Web page code records:
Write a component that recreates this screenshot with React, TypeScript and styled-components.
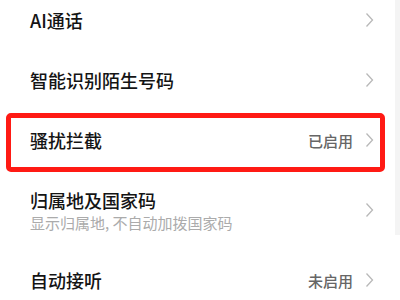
import React from "react";
import styled, { createGlobalStyle } from "styled-components";

const GlobalStyle = createGlobalStyle`
  html, body {
    margin: 0;
    padding: 0;
    background: #ffffff;
  }
  body {
    font-family: "Noto Sans CJK SC", "Noto Sans", sans-serif;
    width: 400px;
    height: 300px;
    overflow: hidden;
  }
`;

const Page = styled.div`
  position: relative;
  width: 400px;
  height: 300px;
  overflow: hidden;
  background: #ffffff;
`;

const List = styled.div`
  display: flex;
  flex-direction: column;
  margin-top: -10px;
`;

const Row = styled.div<{ $height: number }>`
  position: relative;
  height: ${(p) => p.$height}px;
  display: flex;
  align-items: center;
  padding: 0 26px 0 30px;
  box-sizing: border-box;
`;

const Highlight = styled.div`
  position: absolute;
  left: 6px;
  top: 3px;
  width: 379px;
  height: 59px;
  border: 5px solid #ff1a14;
  border-radius: 5px;
  box-sizing: border-box;
  pointer-events: none;
`;

const Texts = styled.div`
  flex: 1;
  display: flex;
  flex-direction: column;
  min-width: 0;
`;

const Title = styled.div`
  font-size: 18px;
  font-weight: 500;
  line-height: 24px;
  color: #141414;
  white-space: nowrap;
`;

const Subtitle = styled.div`
  font-size: 15px;
  line-height: 21px;
  color: #ababab;
  white-space: nowrap;
`;

const Value = styled.span`
  font-size: 15px;
  font-weight: 500;
  color: #666666;
  margin-right: 12px;
`;

const Chevron = styled.svg`
  width: 9px;
  height: 16px;
  flex-shrink: 0;
`;

const ScrollThumb = styled.div`
  position: absolute;
  right: 0;
  top: 0;
  width: 5px;
  height: 235px;
  background: #f4f4f4;
`;

type Item = {
  title: string;
  subtitle?: string;
  value?: string;
  height: number;
  highlight?: boolean;
};

const items: Item[] = [
  { title: "AI通话", height: 60 },
  { title: "智能识别陌生号码", height: 60 },
  { title: "骚扰拦截", value: "已启用", height: 60, highlight: true },
  { title: "归属地及国家码", subtitle: "显示归属地, 不自动加拨国家码", height: 80 },
  { title: "自动接听", value: "未启用", height: 60 },
];

function Arrow() {
  return (
    <Chevron viewBox="0 0 9 16">
      <path d="M1.5 1.5 L7.5 8 L1.5 14.5" fill="none" stroke="#b8b8b8" strokeWidth="1.3" />
    </Chevron>
  );
}

export default function App() {
  return (
    <Page>
      <GlobalStyle />
      <List>
        {items.map((item) => (
          <Row key={item.title} $height={item.height}>
            <Texts>
              <Title>{item.title}</Title>
              {item.subtitle && <Subtitle>{item.subtitle}</Subtitle>}
            </Texts>
            {item.value && <Value>{item.value}</Value>}
            <Arrow />
            {item.highlight && <Highlight />}
          </Row>
        ))}
      </List>
      <ScrollThumb />
    </Page>
  );
}
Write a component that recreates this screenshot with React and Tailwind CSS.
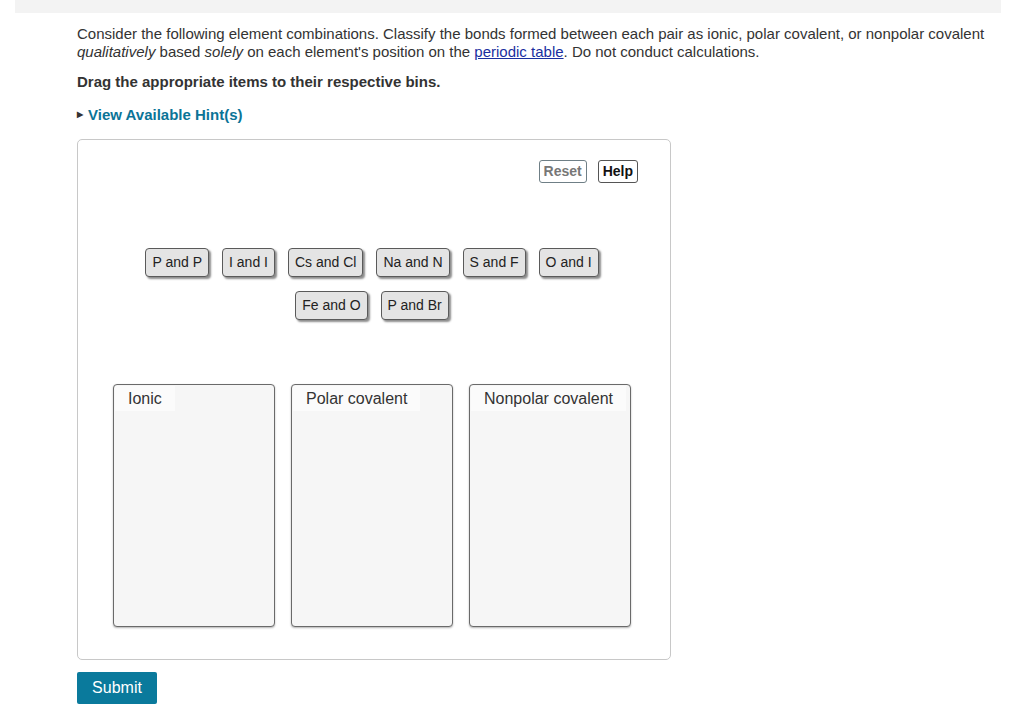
import React from 'react';

const items1 = ['P and P', 'I and I', 'Cs and Cl', 'Na and N', 'S and F', 'O and I'];
const items2 = ['Fe and O', 'P and Br'];
const bins = ['Ionic', 'Polar covalent', 'Nonpolar covalent'];

function Item({ label }) {
  return (
    <div className="h-[29px] px-[6px] flex items-center rounded-[4px] border border-[#5a5a5a] bg-[#e4e4e4] text-[14px] text-[#222] shadow-[2px_2px_2px_rgba(0,0,0,0.45)]">
      {label}
    </div>
  );
}

export default function App() {
  return (
    <div className="min-h-[725px] bg-white text-[#333] font-['Liberation_Sans',Arial,sans-serif]">
      <div className="ml-[15px] mr-[23px] h-[13px] bg-[#f3f3f3]" />
      <div className="pl-[77px] pr-[30px]">
        <p className="mt-[12px] text-[15px] leading-[18px]">
          Consider the following element combinations. Classify the bonds formed between each pair as ionic, polar covalent, or nonpolar covalent
          <br />
          <i>qualitatively</i> based <i>solely</i> on each element's position on the{' '}
          <a href="#" className="text-[#1a2fa0] underline">periodic table</a>. Do not conduct calculations.
        </p>
        <p className="mt-[12px] text-[15px] leading-[18px] font-bold">Drag the appropriate items to their respective bins.</p>
        <div className="mt-[15px] flex items-center gap-[5px] text-[15px] leading-[18px] font-bold text-[#0b7497]">
          <span className="text-[8px] text-[#333]">▶</span>
          <span>View Available Hint(s)</span>
        </div>

        <div className="mt-[15px] w-[594px] h-[521px] rounded-[5px] border border-[#c8c8c8] flex flex-col">
          <div className="mt-[20px] mr-[32px] flex justify-end gap-[11px]">
            <button className="h-[23px] px-[4px] rounded-[3px] border border-[#6f7f86] bg-white text-[14px] font-bold text-[#777]">Reset</button>
            <button className="h-[23px] px-[4px] rounded-[3px] border border-[#555] bg-white text-[14px] font-bold text-[#111]">Help</button>
          </div>
          <div className="mt-[65px] flex flex-col items-center gap-[14px] pr-[4px]">
            <div className="flex gap-[13px]">
              {items1.map((l) => <Item key={l} label={l} />)}
            </div>
            <div className="flex gap-[13px]">
              {items2.map((l) => <Item key={l} label={l} />)}
            </div>
          </div>
          <div className="mt-[64px] flex justify-center gap-[16px] pr-[4px]">
            {bins.map((b) => (
              <div key={b} className="w-[162px] h-[243px] rounded-[4px] border border-[#6a6a6a] bg-[#f6f6f6] shadow-[0_1px_2px_rgba(0,0,0,0.3)]">
                <div className="inline-block ml-[1px] mt-[1px] px-[13px] h-[25px] leading-[25px] bg-[#fbfbfb] text-[16px] text-[#333]">{b}</div>
              </div>
            ))}
          </div>
        </div>

        <button className="mt-[12px] w-[80px] h-[32px] rounded-[2px] bg-[#0a7a9c] text-white text-[16px]">Submit</button>
      </div>
    </div>
  );
}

Work to be completed
Reproduce the whole listing word for word, setting aside any pictures.

Answer to the exercise
Write a component that recreates this screenshot with React, TypeScript and styled-components.
import React from "react";
import styled, { createGlobalStyle } from "styled-components";

const GlobalStyle = createGlobalStyle`
  html, body {
    margin: 0;
    padding: 0;
    background: #ffffff;
  }
  body {
    font-family: "Noto Sans CJK SC", "Noto Sans", sans-serif;
    width: 400px;
    height: 300px;
    overflow: hidden;
  }
`;

const Page = styled.div`
  position: relative;
  width: 400px;
  height: 300px;
  overflow: hidden;
  background: #ffffff;
`;

const List = styled.div`
  display: flex;
  flex-direction: column;
  margin-top: -10px;
`;

const Row = styled.div<{ $height: number }>`
  position: relative;
  height: ${(p) => p.$height}px;
  display: flex;
  align-items: center;
  padding: 0 26px 0 30px;
  box-sizing: border-box;
`;

const Highlight = styled.div`
  position: absolute;
  left: 6px;
  top: 3px;
  width: 379px;
  height: 59px;
  border: 5px solid #ff1a14;
  border-radius: 5px;
  box-sizing: border-box;
  pointer-events: none;
`;

const Texts = styled.div`
  flex: 1;
  display: flex;
  flex-direction: column;
  min-width: 0;
`;

const Title = styled.div`
  font-size: 18px;
  font-weight: 500;
  line-height: 24px;
  color: #141414;
  white-space: nowrap;
`;

const Subtitle = styled.div`
  font-size: 15px;
  line-height: 21px;
  color: #ababab;
  white-space: nowrap;
`;

const Value = styled.span`
  font-size: 15px;
  font-weight: 500;
  color: #666666;
  margin-right: 12px;
`;

const Chevron = styled.svg`
  width: 9px;
  height: 16px;
  flex-shrink: 0;
`;

const ScrollThumb = styled.div`
  position: absolute;
  right: 0;
  top: 0;
  width: 5px;
  height: 235px;
  background: #f4f4f4;
`;

type Item = {
  title: string;
  subtitle?: string;
  value?: string;
  height: number;
  highlight?: boolean;
};

const items: Item[] = [
  { title: "AI通话", height: 60 },
  { title: "智能识别陌生号码", height: 60 },
  { title: "骚扰拦截", value: "已启用", height: 60, highlight: true },
  { title: "归属地及国家码", subtitle: "显示归属地, 不自动加拨国家码", height: 80 },
  { title: "自动接听", value: "未启用", height: 60 },
];

function Arrow() {
  return (
    <Chevron viewBox="0 0 9 16">
      <path d="M1.5 1.5 L7.5 8 L1.5 14.5" fill="none" stroke="#b8b8b8" strokeWidth="1.3" />
    </Chevron>
  );
}

export default function App() {
  return (
    <Page>
      <GlobalStyle />
      <List>
        {items.map((item) => (
          <Row key={item.title} $height={item.height}>
            <Texts>
              <Title>{item.title}</Title>
              {item.subtitle && <Subtitle>{item.subtitle}</Subtitle>}
            </Texts>
            {item.value && <Value>{item.value}</Value>}
            <Arrow />
            {item.highlight && <Highlight />}
          </Row>
        ))}
      </List>
      <ScrollThumb />
    </Page>
  );
}
Write a component that recreates this screenshot with React and Tailwind CSS.
import React from 'react';

const items1 = ['P and P', 'I and I', 'Cs and Cl', 'Na and N', 'S and F', 'O and I'];
const items2 = ['Fe and O', 'P and Br'];
const bins = ['Ionic', 'Polar covalent', 'Nonpolar covalent'];

function Item({ label }) {
  return (
    <div className="h-[29px] px-[6px] flex items-center rounded-[4px] border border-[#5a5a5a] bg-[#e4e4e4] text-[14px] text-[#222] shadow-[2px_2px_2px_rgba(0,0,0,0.45)]">
      {label}
    </div>
  );
}

export default function App() {
  return (
    <div className="min-h-[725px] bg-white text-[#333] font-['Liberation_Sans',Arial,sans-serif]">
      <div className="ml-[15px] mr-[23px] h-[13px] bg-[#f3f3f3]" />
      <div className="pl-[77px] pr-[30px]">
        <p className="mt-[12px] text-[15px] leading-[18px]">
          Consider the following element combinations. Classify the bonds formed between each pair as ionic, polar covalent, or nonpolar covalent
          <br />
          <i>qualitatively</i> based <i>solely</i> on each element's position on the{' '}
          <a href="#" className="text-[#1a2fa0] underline">periodic table</a>. Do not conduct calculations.
        </p>
        <p className="mt-[12px] text-[15px] leading-[18px] font-bold">Drag the appropriate items to their respective bins.</p>
        <div className="mt-[15px] flex items-center gap-[5px] text-[15px] leading-[18px] font-bold text-[#0b7497]">
          <span className="text-[8px] text-[#333]">▶</span>
          <span>View Available Hint(s)</span>
        </div>

        <div className="mt-[15px] w-[594px] h-[521px] rounded-[5px] border border-[#c8c8c8] flex flex-col">
          <div className="mt-[20px] mr-[32px] flex justify-end gap-[11px]">
            <button className="h-[23px] px-[4px] rounded-[3px] border border-[#6f7f86] bg-white text-[14px] font-bold text-[#777]">Reset</button>
            <button className="h-[23px] px-[4px] rounded-[3px] border border-[#555] bg-white text-[14px] font-bold text-[#111]">Help</button>
          </div>
          <div className="mt-[65px] flex flex-col items-center gap-[14px] pr-[4px]">
            <div className="flex gap-[13px]">
              {items1.map((l) => <Item key={l} label={l} />)}
            </div>
            <div className="flex gap-[13px]">
              {items2.map((l) => <Item key={l} label={l} />)}
            </div>
          </div>
          <div className="mt-[64px] flex justify-center gap-[16px] pr-[4px]">
            {bins.map((b) => (
              <div key={b} className="w-[162px] h-[243px] rounded-[4px] border border-[#6a6a6a] bg-[#f6f6f6] shadow-[0_1px_2px_rgba(0,0,0,0.3)]">
                <div className="inline-block ml-[1px] mt-[1px] px-[13px] h-[25px] leading-[25px] bg-[#fbfbfb] text-[16px] text-[#333]">{b}</div>
              </div>
            ))}
          </div>
        </div>

        <button className="mt-[12px] w-[80px] h-[32px] rounded-[2px] bg-[#0a7a9c] text-white text-[16px]">Submit</button>
      </div>
    </div>
  );
}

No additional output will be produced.